I think these two ways of perception go a long way to determine how we react to our circumstances. And I think both beliefs have their positive and negative qualities. If we believe that truth cannot be changed, we might feel like we can’t make a positive impact on our world, but we can also learn to accept certain things and not be blinded by our own possible misconceptions. And if we believe that truth is only our perception of the world, we might live a life that disparages other people because we don’t believe their emotions to be relevant, but we also can be motivated to change our reality and manipulate circumstances just by our perception of them.

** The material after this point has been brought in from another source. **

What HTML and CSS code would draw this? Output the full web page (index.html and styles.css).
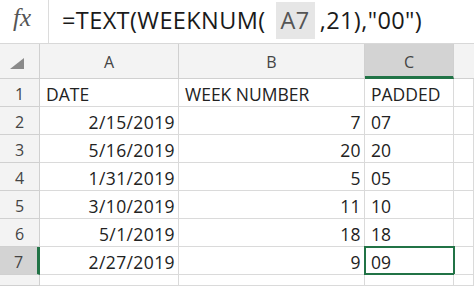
FILE: index.html
```html
<!DOCTYPE html>
<html lang="en">
<head>
  <meta charset="UTF-8" />
  <title>WEEKNUM padded</title>
  <link rel="stylesheet" href="styles.css">
</head>
<body>

  <div class="formula-bar">
    <div class="fx">fx</div>
    <div class="formula">=TEXT(WEEKNUM(<span class="ref">A7</span>,21),"00")</div>
  </div>

  <div class="sheet">
    <div class="corner"><span class="tri"></span></div>
    <div class="col-head">A</div>
    <div class="col-head">B</div>
    <div class="col-head active">C</div>
    <div class="col-head last"></div>

    <div class="row-head">1</div>
    <div class="cell">DATE</div>
    <div class="cell">WEEK NUMBER</div>
    <div class="cell">PADDED</div>
    <div class="cell"></div>

    <div class="row-head">2</div>
    <div class="cell num">2/15/2019</div>
    <div class="cell num">7</div>
    <div class="cell">07</div>
    <div class="cell"></div>

    <div class="row-head">3</div>
    <div class="cell num">5/16/2019</div>
    <div class="cell num">20</div>
    <div class="cell">20</div>
    <div class="cell"></div>

    <div class="row-head">4</div>
    <div class="cell num">1/31/2019</div>
    <div class="cell num">5</div>
    <div class="cell">05</div>
    <div class="cell"></div>

    <div class="row-head">5</div>
    <div class="cell num">3/10/2019</div>
    <div class="cell num">11</div>
    <div class="cell">10</div>
    <div class="cell"></div>

    <div class="row-head">6</div>
    <div class="cell num">5/1/2019</div>
    <div class="cell num">18</div>
    <div class="cell">18</div>
    <div class="cell"></div>

    <div class="row-head active">7</div>
    <div class="cell num">2/27/2019</div>
    <div class="cell num">9</div>
    <div class="cell selected">09</div>
    <div class="cell"></div>

    <div class="row-head"></div>
    <div class="cell"></div>
    <div class="cell"></div>
    <div class="cell"></div>
    <div class="cell"></div>
  </div>

</body>
</html>
```

FILE: styles.css
```css
* { box-sizing: border-box; }
body {
  margin: 0;
  background: #fff;
  font-family: 'Open Sans', sans-serif;
  color: #222;
  overflow: hidden;
}
.formula-bar {
  display: flex;
  height: 44px;
  border-bottom: 1px solid #d8d8d8;
}
.fx {
  width: 49px;
  border-right: 1px solid #dcdcdc;
  font-family: 'Liberation Serif', serif;
  font-style: italic;
  font-size: 25px;
  color: #555;
  padding: 4px 0 0 13px;
}
.formula {
  padding: 2px 0 0 13px;
  font-size: 23.5px;
  letter-spacing: 0.4px;
  color: #1a1a1a;
  white-space: nowrap;
}
.ref {
  display: inline-block;
  background: #e6e6e6;
  margin: 0 5px 0 10px;
  padding: 2px 5px 3px;
  color: #555;
}
.sheet {
  display: grid;
  grid-template-columns: 40px 139px 186px 89px 1fr;
  grid-template-rows: 35px repeat(7, 28px) 11px;
}
.corner, .col-head, .row-head {
  background: #f3f3f3;
  color: #444;
  font-size: 16px;
  border-right: 1px solid #d0d0d0;
  border-bottom: 1px solid #d0d0d0;
  display: flex;
  align-items: center;
  justify-content: center;
}
.corner { position: relative; }
.tri {
  position: absolute;
  left: 10px;
  top: 14px;
  width: 0;
  height: 0;
  border-left: 14px solid transparent;
  border-bottom: 11px solid #8a8a8a;
}
.col-head { padding-top: 1px; }
.col-head.active {
  background: #d3d3d3;
  border-bottom: 3px solid #217346;
  padding-top: 3px;
}
.col-head.last { border-right: none; }
.row-head { padding-top: 2px; }
.row-head.active {
  background: #d3d3d3;
  border-right: 3px solid #217346;
}
.cell {
  font-size: 17.5px;
  border-right: 1px solid #dadada;
  border-bottom: 1px solid #dadada;
  padding: 2px 3px 0 6px;
  display: flex;
  align-items: center;
  white-space: nowrap;
}
.cell.num {
  justify-content: flex-end;
  letter-spacing: 0.4px;
}
.cell.selected {
  border: 2px solid #217346;
  margin: -1px 0 0 -1px;
  padding-left: 5px;
  width: 91px;
  height: 29px;
}
```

In conclusion, I believe that the knowledge of what things are inherently and unwaveringly true and what things can be changed by our perception, is something that we continue to learn and seek out for our entire lives. I believe that both our understanding of truth and our perception of it determine our reality. So then one question remains. If we are always striving for harmony of knowledge and perception, will we ever reach perfection? Is humanity meant to know everything that there is to know, and to perceive everything in every way that it can be perceived? And is there one or multiple ways for this goal to be accomplished. Is it different for every person? Or is it the same for all of us?

It is my opinion that the best works are those that don’t answer all the questions for us, but the ones that inspire us to ask those questions and think about them. So I am not going to attempt to answer any of the questions I have asked in this work. All I have to say is this. At least once in our life and usually multiple times, we will have to make a decision based on what we think is true or not. And I do not think there is any one way to tell for sure what is the truth that will allow us to make the best decision. But I firmly believe that through our perceptions and experiences in life we will be equipped to determine what is true and what is not. And it will all come down to one thing, what is the selfish choice that ignores past mistakes and does not account for future welfare, and what is the unselfish choice that learns from the past and betters the future. We will all have the opportunity to see the right path, but we will not always chose it. Fortunately life usually affords us many chances to better our decisions, change our perceptions, and discover new truths. And to me, that is the truth of perception.